Numerosi testamenti, con i quali si lasciavano denari per le vetrate delle chiese, documentano la fortuna dell’arte locale del vetro all’Aquila tra tardogotico e Rinascimento. Di tali vetrate, un tempo diafane e brillanti placche di colore nella massiva e austera opacità dell’architettura ecclesiastica romanico-gotica, se ne conservano solo tre, prodigiosamente scampate alla furia dei terremoti. Delle due più antiche, raffiguranti rispettivamente San Flaviano (prima metà del XV secolo) e San Pietro Celestino (seconda metà del XV secolo), è documentata la provenienza dalla chiesa di San Flaviano. Quella esposta in mostra faceva parte probabilmente di un ciclo dedicato ai dottori della Chiesa, originariamente ubicato, con ogni probabilità, nella chiesa di San Domenico.

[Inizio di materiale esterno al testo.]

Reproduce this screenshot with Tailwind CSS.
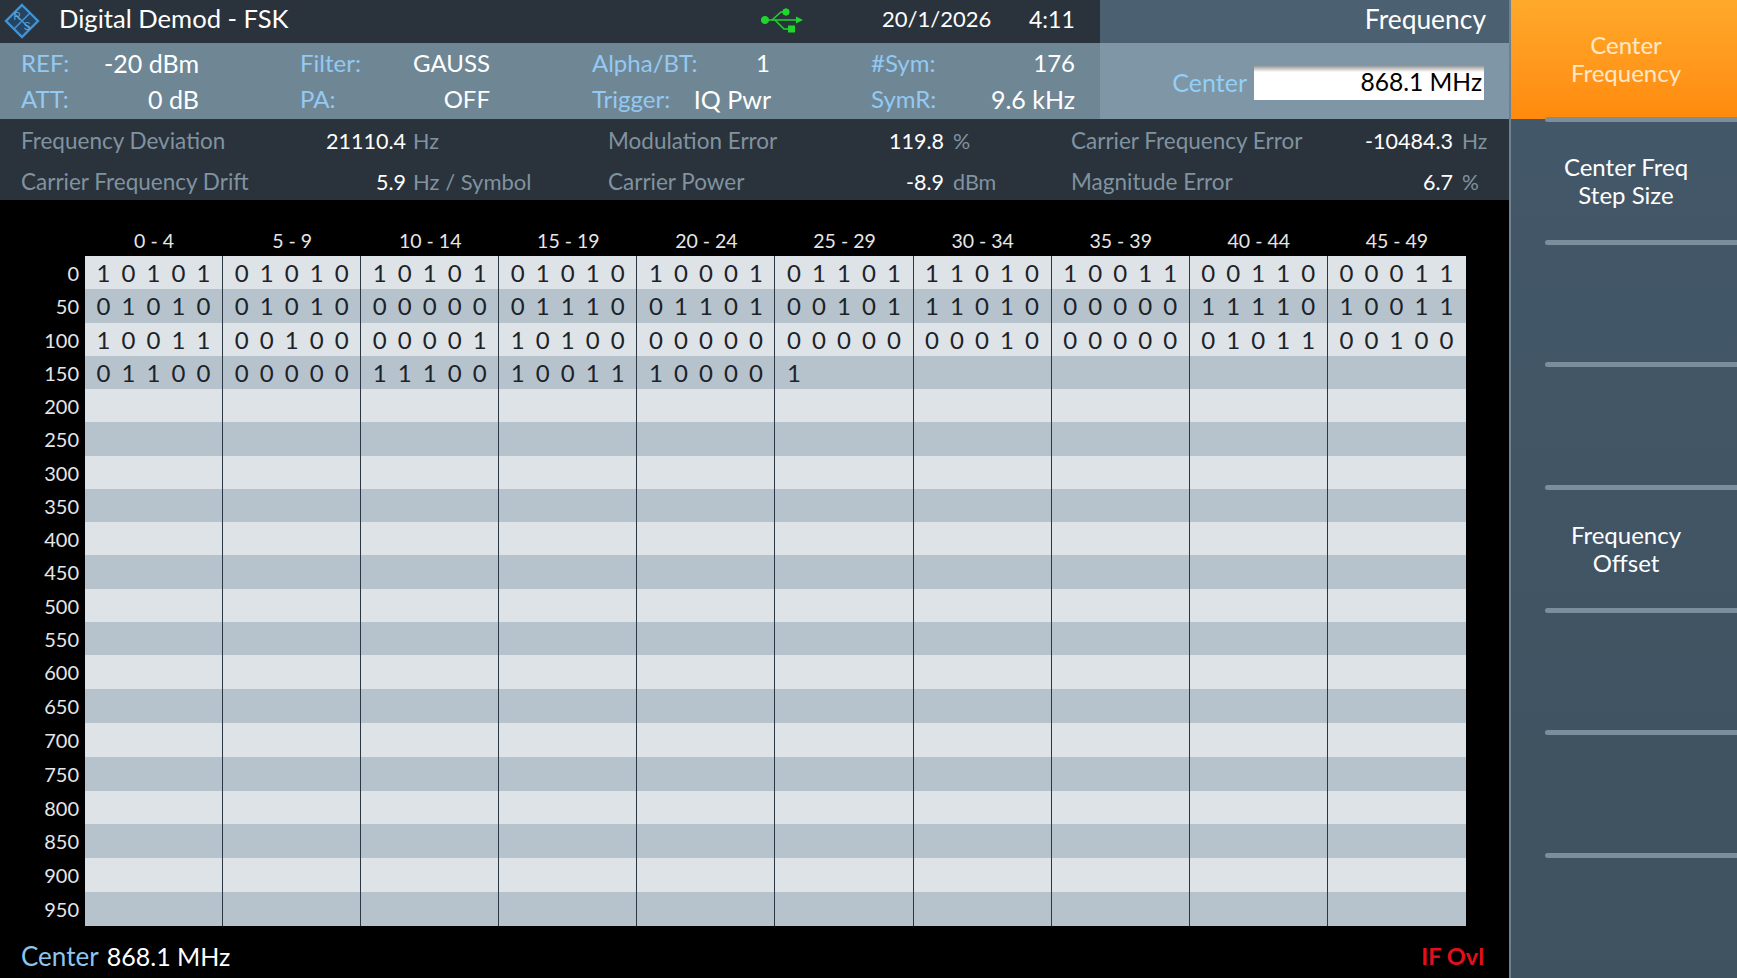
<!DOCTYPE html>
<html lang="en">
<head>
<meta charset="UTF-8">
<title>Digital Demod - FSK</title>
<script src="https://cdn.jsdelivr.net/npm/@tailwindcss/browser@4"></script>
</head>
<body class="bg-black text-white overflow-hidden font-['Lato','Noto_Sans',sans-serif]">
<div class="flex h-[978px] w-[1737px]">

  <!-- left: measurement area -->
  <div class="w-[1509px] flex-none flex flex-col">

    <!-- title bar -->
    <div class="flex h-[43px]">
      <div class="w-[1100px] bg-[#2a323c] flex items-center pb-[5px]">
        <svg class="ml-[4px] mt-[3px] w-[36px] h-[36px]" viewBox="0 0 36 36">
          <path d="M18 2 L34 18 L18 34 L2 18 Z" fill="#26445f" stroke="#3f93d6" stroke-width="2.4"/>
          <path d="M10 10 L26 26 M26 10 L10 26" stroke="#3f93d6" stroke-width="1.6"/>
          <text x="13" y="17" font-size="10" fill="#6aa6d6" font-family="Liberation Sans" text-anchor="middle">R</text>
          <text x="23" y="27" font-size="10" fill="#6aa6d6" font-family="Liberation Sans" text-anchor="middle">S</text>
        </svg>
        <span class="ml-[19px] w-[247px] text-[25.6px] leading-none">Digital Demod - FSK</span>
        <svg class="ml-[454px] mt-[2px] w-[44px] h-[26px]" viewBox="0 0 44 26" fill="#1fd62c" stroke="#1fd62c">
          <circle cx="5" cy="13" r="3.6"/>
          <path d="M5 13 H38" stroke-width="1.6" fill="none"/>
          <path d="M36 9.5 L43 13 L36 16.5 Z" stroke="none"/>
          <path d="M12 13 L21 5 H25" stroke-width="1.6" fill="none"/>
          <circle cx="26" cy="5" r="3.2"/>
          <path d="M15 13 L24 22 H29" stroke-width="1.6" fill="none"/>
          <rect x="28" y="18.5" width="7" height="7" stroke="none"/>
        </svg>
        <span class="ml-[78px] w-[109px] text-[22px] leading-none">20/1/2026</span>
        <span class="ml-[38px] text-[23px] leading-none">4:11</span>
      </div>
      <div class="flex-1 bg-[#4b6070] flex items-center justify-end pr-[23px] pb-[5px] text-[26.4px] leading-none">Frequency</div>
    </div>

    <!-- setup info -->
    <div class="flex h-[76px] text-[24px] leading-[36px]">
      <div class="w-[1100px] bg-[#6f8795] flex pl-[21px] pt-[2px]">
        <div class="w-[178px] mr-[101px]">
          <div class="flex justify-between"><span class="text-[#93c9f2]">REF:</span><span class="text-[25px]">-20 dBm</span></div>
          <div class="flex justify-between"><span class="text-[#93c9f2]">ATT:</span><span class="text-[25px]">0 dB</span></div>
        </div>
        <div class="w-[190px] mr-[102px]">
          <div class="flex justify-between"><span class="text-[#93c9f2]">Filter:</span><span>GAUSS</span></div>
          <div class="flex justify-between"><span class="text-[#93c9f2]">PA:</span><span>OFF</span></div>
        </div>
        <div class="w-[179px] mr-[100px]">
          <div class="flex justify-between"><span class="text-[#93c9f2]">Alpha/BT:</span><span class="mr-[1px]">1</span></div>
          <div class="flex justify-between"><span class="text-[#93c9f2]">Trigger:</span><span class="text-[25px]">IQ Pwr</span></div>
        </div>
        <div class="w-[204px]">
          <div class="flex justify-between"><span class="text-[#93c9f2]">#Sym:</span><span>176</span></div>
          <div class="flex justify-between"><span class="text-[#93c9f2]">SymR:</span><span class="text-[25px]">9.6 kHz</span></div>
        </div>
      </div>
      <div class="flex-1 bg-[#7e96a5] flex items-center justify-end pr-[25px] pt-[2px] text-[25px]">
        <span class="text-[#93cff7] mr-[7px]">Center</span>
        <div class="w-[230px] h-[35px] bg-linear-to-b from-[#8a8a8a] via-white via-20% to-white text-black text-[24.6px] flex items-center justify-end pr-[2px]">868.1 MHz</div>
      </div>
    </div>

    <!-- measurement values -->
    <div class="h-[81px] bg-[#2a323c] flex pl-[21px] pt-[2px] text-[22.5px] leading-[40.5px] text-[#80939f]">
      <div class="w-[587px] grid grid-cols-[385px_1fr]">
        <div class="flex justify-between"><span>Frequency Deviation</span><span class="text-white text-[21.5px]">21110.4</span></div><div class="pl-[7px] text-[21.5px]">Hz</div>
        <div class="flex justify-between"><span>Carrier Frequency Drift</span><span class="text-white text-[21.5px]">5.9</span></div><div class="pl-[7px] text-[22px]">Hz / Symbol</div>
      </div>
      <div class="w-[463px] grid grid-cols-[336px_1fr]">
        <div class="flex justify-between"><span>Modulation Error</span><span class="text-white text-[21.5px]">119.8</span></div><div class="pl-[9px] text-[21.5px]">%</div>
        <div class="flex justify-between"><span>Carrier Power</span><span class="text-white text-[21.5px]">-8.9</span></div><div class="pl-[9px] text-[21.5px]">dBm</div>
      </div>
      <div class="w-[420px] grid grid-cols-[382px_1fr]">
        <div class="flex justify-between"><span>Carrier Frequency Error</span><span class="text-white text-[21.5px]">-10484.3</span></div><div class="pl-[9px] text-[21px]">Hz</div>
        <div class="flex justify-between"><span>Magnitude Error</span><span class="text-white text-[21.5px]">6.7</span></div><div class="pl-[9px] text-[21px]">%</div>
      </div>
    </div>

    <!-- bit table -->
    <div class="flex-1">
      <div id="head" class="flex ml-[85px] h-[56px] items-end pb-[6px] text-[19.5px] leading-none text-[#e6e6e6]"></div>
      <div id="rows"></div>
      <div class="mt-[14px] flex justify-between pl-[21px] pr-[25px] text-[26px] leading-[32px]">
        <div><span class="text-[#8cc6ec]">Center</span> <span class="ml-[2px] text-[25px]">868.1 MHz</span></div>
        <div class="text-[#e2101c] font-bold text-[23.5px]">IF Ovl</div>
      </div>
    </div>
  </div>

  <!-- softkeys -->
  <div class="flex-1 border-l-[2px] border-[#6c8291] bg-linear-to-b from-[#43586a] to-[#3f525f] flex flex-col text-[24px] leading-[28px] text-center">
    <div class="h-[119px] relative pl-[4px] pb-[2px] bg-linear-to-b from-[#ffa92a] to-[#ff8a0c] text-[#ffe8c8] flex items-center justify-center"><div>Center<br>Frequency</div><i class="absolute left-[34px] right-0 bottom-[-3px] h-[5px] rounded-l bg-[#7a8e9c]"></i></div>
    <div class="h-[122.7px] relative pl-[4px] pt-[2px] flex items-center justify-center"><div>Center Freq<br>Step Size</div><i class="absolute left-[34px] right-0 bottom-[-3px] h-[5px] rounded-l bg-[#7a8e9c]"></i></div>
    <div class="h-[122.7px] relative"><i class="absolute left-[34px] right-0 bottom-[-3px] h-[5px] rounded-l bg-[#7a8e9c]"></i></div>
    <div class="h-[122.7px] relative"><i class="absolute left-[34px] right-0 bottom-[-3px] h-[5px] rounded-l bg-[#7a8e9c]"></i></div>
    <div class="h-[122.7px] relative pl-[4px] pt-[2px] flex items-center justify-center"><div>Frequency<br>Offset</div><i class="absolute left-[34px] right-0 bottom-[-3px] h-[5px] rounded-l bg-[#7a8e9c]"></i></div>
    <div class="h-[122.7px] relative"><i class="absolute left-[34px] right-0 bottom-[-3px] h-[5px] rounded-l bg-[#7a8e9c]"></i></div>
    <div class="h-[122.7px] relative"><i class="absolute left-[34px] right-0 bottom-[-3px] h-[5px] rounded-l bg-[#7a8e9c]"></i></div>
  </div>
</div>

<script>
  const bits = [
    '10101 01010 10101 01010 10001 01101 11010 10011 00110 00011',
    '01010 01010 00000 01110 01101 00101 11010 00000 11110 10011',
    '10011 00100 00001 10100 00000 00000 00010 00000 01011 00100',
    '01100 00000 11100 10011 10000 1'
  ];

  let head = '';
  for (let c = 0; c < 10; c++) {
    head += `<div class="w-[138.1px] text-center">${c * 5} - ${c * 5 + 4}</div>`;
  }
  document.getElementById('head').innerHTML = head;

  let rows = '';
  for (let r = 0; r < 20; r++) {
    const groups = (bits[r] || '').split(' ');
    const height = r < 12 ? 'h-[33.25px]' : 'h-[33.875px]';
    const bg = r % 2 ? 'bg-[#b6c3cd]' : 'bg-[#dde3e6]';
    rows += `<div class="flex ${height}">`;
    rows += `<div class="w-[80px] pr-[1px] text-right text-[20px] leading-[35px] text-[#e6e6e6]">${r * 50}</div><div class="w-[5px]"></div>`;
    rows += `<div class="flex ${bg}">`;
    for (let c = 0; c < 10; c++) {
      const border = c < 9 ? 'border-r border-[#2b3742]' : '';
      const g = groups[c] || '';
      rows += `<div class="w-[138.1px] flex pl-[6px] ${border} text-[24px] leading-[33px] text-[#1c2228]">`;
      for (const d of g) rows += `<span class="w-[25px] text-center">${d}</span>`;
      rows += '</div>';
    }
    rows += '</div></div>';
  }
  document.getElementById('rows').innerHTML = rows;
</script>
</body>
</html>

Entro una nicchia verde, fiancheggiata da colonne marmoree con capitelli dorati, san Girolamo è rappresentato a figura intera, in posizione eretta e frontale, nelle sembianze di un vegliardo dalla lunga barba canuta. Gli attributi iconografici sono quelli tradizionali: il manto e il copricapo a tesa larga rosso porpora lo identificano come cardinale; il leone disteso ai suoi piedi allude a un episodio narrato dalla Legenda Aurea di Iacopo da Varazze, secondo la quale il santo era sempre seguito da un leone, che aveva guarito da una spina conficcata in una zampa; il libro foderato di azzurro tenuto nella mano destra è quello della Sacra Scrittura, da lui tradotta in latino, mentre il modellino sorretto dalla mano sinistra, in cui si riconosce la chiesa aquilana di San Domenico, simboleggia l’Ecclesia Universalis, cui il santo ha dato sostegno con la sua opera di teologo e di traduttore ed esegeta biblico. La lunetta triloba è decorata da un cherubino rosso. La particolare declinazione del soggetto iconografico ha un precedente tardo quattrocentesco nel San Girolamo dipinto su un pannello laterale di uno dei cosiddetti ‘polittici crivelleschi’, proveniente dal convento di Sant’Angelo d’Ocre e oggi nelle raccolte del Museo Nazionale d’Abruzzo.
Il nome riportato dall’iscrizione è probabilmente quello del maestro vetraio, i cui modelli vanno plausibilmente ricercati nella pittura aquilana coeva, o forse fra le incisioni, già all’epoca largamente diffuse. I tratti del volto del santo, segnato da profonde ed espressive rughe e incorniciato dalla folta barba bianca resa con lunghe pennellate sinuose, richiamano da presso, anche negli effetti di chiaroscuro, il San Girolamo nello studio affrescato dal Ghirlandaio nella chiesa fiorentina di Ognissanti. I modi del pittore fiorentino ebbero all’Aquila un tardo epigono, non privo di originalità e di inventiva, nell’autore dell’Adorazione dei pastori pervenuta al Museo Nazionale d’Abruzzo dalla cappella del Santissimo Sacramento nella cattedrale. All’ambito di tale artista, tradizionalmente identificato, sulla testimonianza di un atto notarile del 1537, con Giovanni Antonio da Lucoli, documentato tra il 1508 e il 1539, può forse ascriversi il cartone della vetrata.